The next search for compositions of multiple transpositions and all combinations of transpositions for all sections would be a significantly larger undertaking. So we decided to reanalyse the results from the initial search.

Out of the 650,000 transpositions we tested, one contained a few particularly interesting segments of plaintext:

Plaintext

This was even more interesting as the transposition that produced this candidate decryption was the 1,2-decimation, with the cipher split into three vertical segments (pictured below):

Cipher split into three vertical segments

Investigating this result further, David used our 9,9,2-vertical segment, 1,2-decimation transposition and AZdecrypt to crib the phrases “HOPE YOU ARE,” “TRYING TO CATCH ME” and “THE GAS CHAMBER.” With these cribs locked in place, AZdecrypt found the following solution of the first segment:

The plaintext solution for the first segment of the Zodiac Killer

Eureka! After 51 years, we had decrypted some of the Z340. This was a very special moment. The discovery of the 9,9,2-vertical segment, 1,2-decimation transposition and the power of AZdecrypt for solving homophonic substitution ciphers had produced a partial decrypt of the Z340.

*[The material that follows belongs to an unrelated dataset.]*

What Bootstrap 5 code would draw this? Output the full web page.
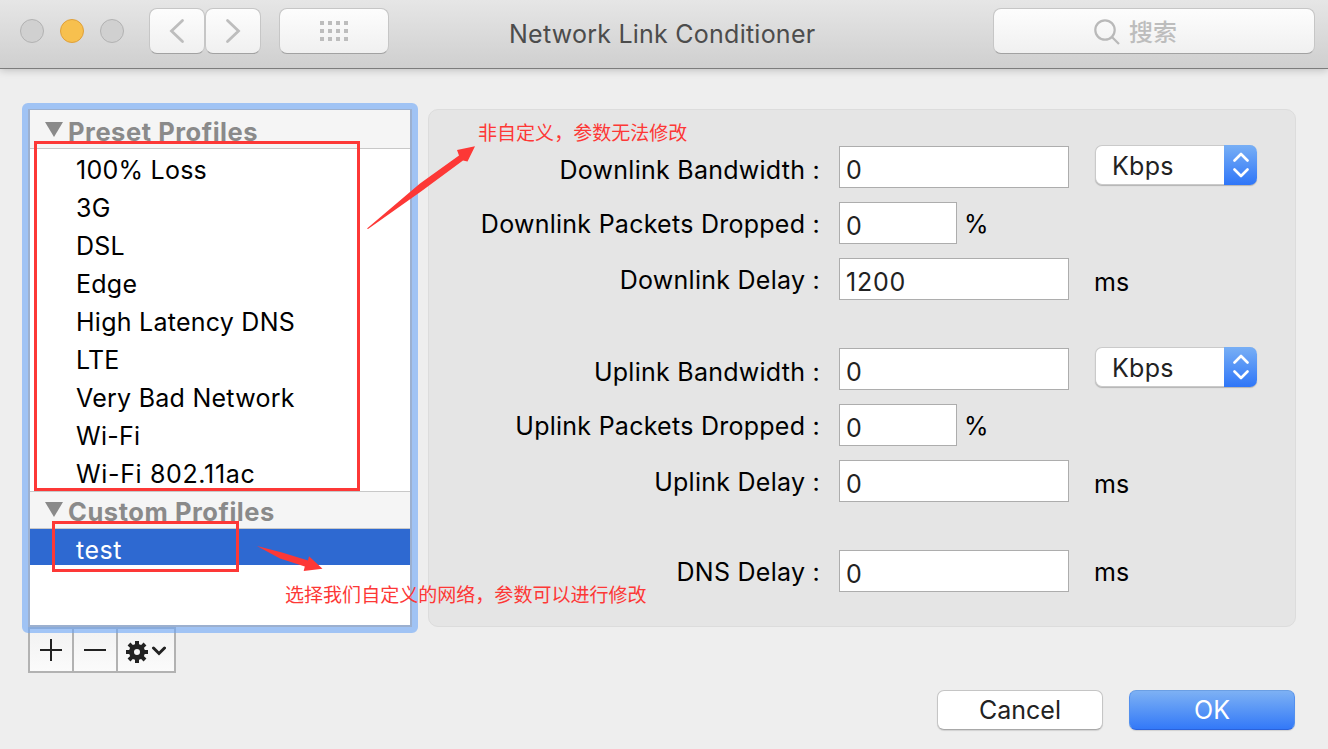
<!DOCTYPE html>
<html lang="en">
<head>
    <meta charset="UTF-8">
    <meta name="viewport" content="width=device-width, initial-scale=1.0">
    <title>Network Link Conditioner</title>
    <link href="https://cdn.jsdelivr.net/npm/bootstrap@5.3.0/dist/css/bootstrap.min.css" rel="stylesheet">
    <style>
        body {
            width: 1328px;
            height: 749px;
            overflow: hidden;
            background-color: #eee;
            color: #000;
            font-family: Inter, "Noto Sans CJK SC", sans-serif;
            font-size: 25px;
            line-height: 38px;
        }
        .titlebar {
            height: 69px;
            padding: 8px 13px 0 20px;
            background: linear-gradient(#e6e6e6, #cfcfcf);
            border-bottom: 1px solid #7c7c7c;
            box-shadow: 0 1px 8px rgba(0,0,0,0.22);
        }
        .lights { gap: 16px; }
        .light {
            width: 24px;
            height: 24px;
            margin-top: 11px;
            border-radius: 50%;
            background: #d0d0d0;
            border: 1px solid #b2b2b2;
        }
        .light-min {
            background: #f7c04e;
            border-color: #dfa03a;
        }
        .tool-group { margin-left: 25px; }
        .tool-btn {
            height: 46px;
            padding: 0;
            border: 1px solid #c6c6c6;
            border-bottom-color: #a2a2a2;
            border-radius: 8px;
            background: linear-gradient(#fdfdfd, #f0f0f0);
        }
        .tool-nav { width: 56px; }
        .tool-grid { width: 110px; margin-left: 18px; }
        .window-title {
            padding-left: 120px;
            color: #4c4c4c;
            letter-spacing: 0.24px;
            line-height: 52px;
        }
        .search-box {
            width: 322px;
            color: #bdbdbd;
            font-size: 24px;
            font-weight: 500;
        }
        .search-box svg { margin: 2px 9px 0 100px; }
        .search-box span { padding-top: 4px; }
        .main-area { padding: 40px 32px 0 28px; }
        .side { width: 384px; }
        .profiles {
            position: relative;
            z-index: 1;
            height: 518px;
            border: 1px solid #9cb0cf;
            border-width: 1px 2px 2px;
            background: #fff;
        }
        .profiles::after {
            content: "";
            position: absolute;
            inset: -7px -8px -8px;
            border: 6px solid rgba(108,166,248,0.6);
            border-radius: 6px;
            pointer-events: none;
        }
        .group-head {
            height: 39px;
            padding-left: 15px;
            background: #f5f5f5;
            border-bottom: 1px solid #c8c8c8;
            color: #8a8a8a;
            font-size: 25.5px;
            font-weight: 700;
            letter-spacing: 0.55px;
            line-height: 43px;
        }
        .group-head svg { margin: 12px 5px 0 0; }
        .group-head.custom {
            height: 38px;
            border-top: 1px solid #c8c8c8;
            line-height: 40px;
        }
        .group-head.custom svg { margin-top: 10px; }
        .profile {
            height: 38px;
            padding-left: 46px;
            letter-spacing: 0.25px;
            line-height: 43px;
        }
        .profile.wide { letter-spacing: 0.65px; }
        .profile.selected {
            height: 36px;
            background: #2e69d1;
            color: #fff;
            letter-spacing: 0.5px;
        }
        .mini-bar {
            width: 148px;
            height: 46px;
            border: 2px solid #b2b2b2;
            background: linear-gradient(#f2f2f2, #fbfbfb);
        }
        .mini-bar > div { width: 44px; border-right: 2px solid #b2b2b2; }
        .mini-bar > div:last-child { width: 56px; border: 0; }
        .panel {
            height: 518px;
            padding-top: 36px;
            background: #e5e5e5;
            border: 1px solid #dcdcdc;
            border-radius: 10px;
        }
        .field-row { height: 42px; margin-bottom: 14px; }
        .field-row.last-in-group { margin-bottom: 48px; }
        .field-label {
            width: 391px;
            margin-right: 19px;
            letter-spacing: 0.26px;
            text-align: right;
            line-height: 44px;
        }
        .field-row.bandwidth .field-label { line-height: 48px; }
        .field-row .form-control {
            width: 230px;
            height: 42px;
            padding: 5px 6px 0;
            border: 1px solid #adadad;
            border-radius: 0;
            color: #222;
            font-size: 25px;
            letter-spacing: 0.8px;
            line-height: 36px;
        }
        .field-row .form-control.short { width: 118px; }
        .unit { margin-left: 25px; line-height: 48px; }
        .unit.dns { line-height: 44px; }
        .unit-pct { margin-left: 7px; line-height: 44px; }
        .unit-select {
            width: 162px;
            height: 40px;
            margin: -1px 0 0 26px;
            border: 1px solid #cacaca;
            border-right: 0;
            border-radius: 7px;
            background: #fff;
            box-shadow: 0 1px 1px rgba(0,0,0,0.22);
            color: #222;
            letter-spacing: 0.3px;
            line-height: 40px;
        }
        .unit-select .unit-name { padding-left: 16px; }
        .unit-select .arrows {
            width: 33px;
            margin: -1px 0;
            border-radius: 0 7px 7px 0;
            background: linear-gradient(#78aff5, #2f76f8);
        }
        .dialog-btn {
            width: 166px;
            height: 40px;
            padding: 0;
            border: 1px solid #c5c5c5;
            border-bottom-color: #a8a8a8;
            border-radius: 7px;
            background: #fff;
            box-shadow: 0 1px 1px rgba(0,0,0,0.12);
            color: #222;
            font-size: 25px;
            line-height: 38px;
        }
        .dialog-btn.ok {
            border-color: #6b9fe4 #5390ee #2a62dc;
            background: linear-gradient(#7db1f4, #3379f8);
            color: #fff;
        }
        .dialog-actions { gap: 26px; padding: 17px 33px 0 0; }
        .notes { z-index: 5; color: #fd3836; font-size: 19.05px; line-height: 24px; }
        .notes span { position: absolute; white-space: nowrap; }
        .note-preset { left: 478px; top: 122px; }
        .note-custom { left: 285px; top: 584px; }
    </style>
</head>
<body class="position-relative">
    <header class="titlebar d-flex">
        <div class="lights d-flex">
            <div class="light"></div>
            <div class="light light-min"></div>
            <div class="light"></div>
        </div>
        <div class="tool-group d-flex">
            <button class="tool-btn tool-nav d-flex align-items-center justify-content-center">
                <svg width="16" height="26" fill="none" stroke="#bdbdbd" stroke-width="2.800" stroke-linecap="round"><path d="M13.500 2.500 2.500 13l11 10.500"/></svg>
            </button>
            <button class="tool-btn tool-nav d-flex align-items-center justify-content-center">
                <svg width="16" height="26" fill="none" stroke="#bdbdbd" stroke-width="2.800" stroke-linecap="round"><path d="M2.500 2.500 13.500 13l-11 10.500"/></svg>
            </button>
            <button class="tool-btn tool-grid d-flex align-items-center justify-content-center">
                <svg width="28" height="20" stroke="#bdbdbd" stroke-width="4" stroke-dasharray="4 4"><path d="M0 2h28M0 10h28M0 18h28"/></svg>
            </button>
        </div>
        <div class="window-title">Network Link Conditioner</div>
        <div class="search-box tool-btn ms-auto d-flex align-items-center">
            <svg width="26" height="26" class="flex-shrink-0" fill="none" stroke="#b9b9b9" stroke-width="2.200"><circle cx="11" cy="11" r="9.700"/><path d="m18 18 7 7"/></svg>
            <span>搜索</span>
        </div>
    </header>

    <main class="main-area d-flex align-items-start gap-3">
        <div class="side flex-shrink-0">
            <div class="profiles">
                <div class="group-head d-flex align-items-start"><svg width="18" height="15" fill="#8a8a8a"><path d="M0 0h18L9 15z"/></svg>Preset Profiles</div>
                <div class="profile">100% Loss</div>
                <div class="profile">3G</div>
                <div class="profile">DSL</div>
                <div class="profile">Edge</div>
                <div class="profile">High Latency DNS</div>
                <div class="profile">LTE</div>
                <div class="profile">Very Bad Network</div>
                <div class="profile">Wi-Fi</div>
                <div class="profile wide">Wi-Fi 802.11ac</div>
                <div class="group-head custom d-flex align-items-start"><svg width="18" height="15" fill="#8a8a8a"><path d="M0 0h18L9 15z"/></svg>Custom Profiles</div>
                <div class="profile selected">test</div>
            </div>
            <div class="mini-bar d-flex">
                <div class="d-flex align-items-center justify-content-center">
                    <svg width="22" height="22" stroke="#222" stroke-width="2"><path d="M11 0v22M0 11h22"/></svg>
                </div>
                <div class="d-flex align-items-center justify-content-center">
                    <svg width="22" height="22" stroke="#222" stroke-width="2"><path d="M0 11h22"/></svg>
                </div>
                <div class="d-flex align-items-center justify-content-center">
                    <svg width="40" height="22" class="mt-1">
                        <g transform="translate(11 11)" fill="none" stroke="#222">
                            <circle r="5.500" stroke-width="5"/>
                            <path stroke-width="4" d="M0-11v5M0 6v5M-11 0h5M6 0h5M-8-8l3.400 3.400M4.600 4.600 8 8M8-8 4.600-4.600M-4.600 4.600-8 8"/>
                        </g>
                        <path d="m27.500 7 5.500 5.500L38.500 7" fill="none" stroke="#222" stroke-width="3" stroke-linecap="round"/>
                    </svg>
                </div>
            </div>
        </div>

        <div class="panel flex-grow-1">
            <div class="field-row bandwidth d-flex">
                <div class="field-label">Downlink Bandwidth :</div>
                <input class="form-control" value="0">
                <div class="unit-select d-flex">
                    <span class="unit-name flex-grow-1">Kbps</span>
                    <span class="arrows d-flex align-items-center justify-content-center"><svg width="16" height="26" fill="none" stroke="#fff" stroke-width="2.600" stroke-linecap="round" stroke-linejoin="round"><path d="m1.500 8.500 6.500-6.500 6.500 6.500M1.500 17.500 8 24l6.500-6.500"/></svg></span>
                </div>
            </div>
            <div class="field-row d-flex">
                <div class="field-label">Downlink Packets Dropped :</div>
                <input class="form-control short" value="0">
                <div class="unit-pct">%</div>
            </div>
            <div class="field-row last-in-group d-flex">
                <div class="field-label">Downlink Delay :</div>
                <input class="form-control" value="1200">
                <div class="unit">ms</div>
            </div>
            <div class="field-row bandwidth d-flex">
                <div class="field-label">Uplink Bandwidth :</div>
                <input class="form-control" value="0">
                <div class="unit-select d-flex">
                    <span class="unit-name flex-grow-1">Kbps</span>
                    <span class="arrows d-flex align-items-center justify-content-center"><svg width="16" height="26" fill="none" stroke="#fff" stroke-width="2.600" stroke-linecap="round" stroke-linejoin="round"><path d="m1.500 8.500 6.500-6.500 6.500 6.500M1.500 17.500 8 24l6.500-6.500"/></svg></span>
                </div>
            </div>
            <div class="field-row d-flex">
                <div class="field-label">Uplink Packets Dropped :</div>
                <input class="form-control short" value="0">
                <div class="unit-pct">%</div>
            </div>
            <div class="field-row last-in-group d-flex">
                <div class="field-label">Uplink Delay :</div>
                <input class="form-control" value="0">
                <div class="unit">ms</div>
            </div>
            <div class="field-row d-flex">
                <div class="field-label">DNS Delay :</div>
                <input class="form-control" value="0">
                <div class="unit dns">ms</div>
            </div>
        </div>
    </main>

    <footer class="dialog-actions d-flex justify-content-end">
        <button class="btn dialog-btn">Cancel</button>
        <button class="btn dialog-btn ok">OK</button>
    </footer>

    <!-- annotations drawn over the window -->
    <div class="notes position-absolute top-0 start-0 pe-none">
        <svg class="d-block" width="1328" height="749" fill="#fd3836">
            <g fill="none" stroke="#fd3836" stroke-width="3">
                <rect x="35.500" y="142.500" width="323" height="347"/>
                <rect x="53.500" y="522.500" width="184" height="48"/>
            </g>
            <path d="M367 228.500 420 183.500 459 155.500 457 150 475 146.300 467.500 161.500 463 160.500 421 191.500 368 229z"/>
            <path d="M257 546 282 552.500 308 560.500 309 556.300 322.500 568.700 303.700 571 304.800 566.500 280 558.500z"/>
        </svg>
        <span class="note-preset">非自定义，参数无法修改</span>
        <span class="note-custom">选择我们自定义的网络，参数可以进行修改</span>
    </div>

    <script src="https://cdn.jsdelivr.net/npm/bootstrap@5.3.0/dist/js/bootstrap.bundle.min.js"></script>
</body>
</html>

What about the remaining two segments? It was possible that we had found just one correct vertical split of 9 rows and the remaining 11 rows required a different segmentation, or it was possible that a different transposition was needed, or even a different key for the substitution cipher, or any two combinations of these possibilities, or even all three possibilities. Our work was far from over.

David discovered that we could use the key from the first segment on the last segment to produce the following plaintext—without any transposition:

Plaintext without transposition

Including some spaces, the cipher’s candidate plaintext gives:

The cipher’s candidate plaintext gives

Then, reversing a few words:

The candidate plaintext with some reversed words

This seemed to be a pretty reasonable decryption of the last segment.

What about the second segment? If we crib all the legible text from the first section we get the following decryption:

Cribbed legible text

Some parts of this kind of made sense, but we certainly weren’t there yet. We asked Jarl van Eycke, the author of AZdecrypt, to help us with this segment. He made the following brilliant observations:

  • The LIFEIS plaintext (the second segment) is read left to right.
  • The LIFEIS plaintext is excluded from the 1,2-decimation transposition and read left to right.
  • Numerous spelling mistakes are corrected if “H” on row six is moved to the fourth column.
  • Apply the 1,2-decimation transposition, skipping the positions containing “LIFEIS”:

LIFEIS plaintext

Then the second segment becomes:

The second segment becomes

The cipher key and transposition that we discovered for the Z340 cipher are given by:

The cipher key for Zodiac Killer

The transposition for Zodiac Killer

Fifty-one years after the Zodiac Killer mailed this cipher to the San Francisco Chronicle, we had a solution. David submitted this solution to the FBI Cryptanalysis and Racketeering Records Unit (CRRU) on Saturday, December 5, 2020. Shortly after, the FBI was able to officially confirm the validity of our solution.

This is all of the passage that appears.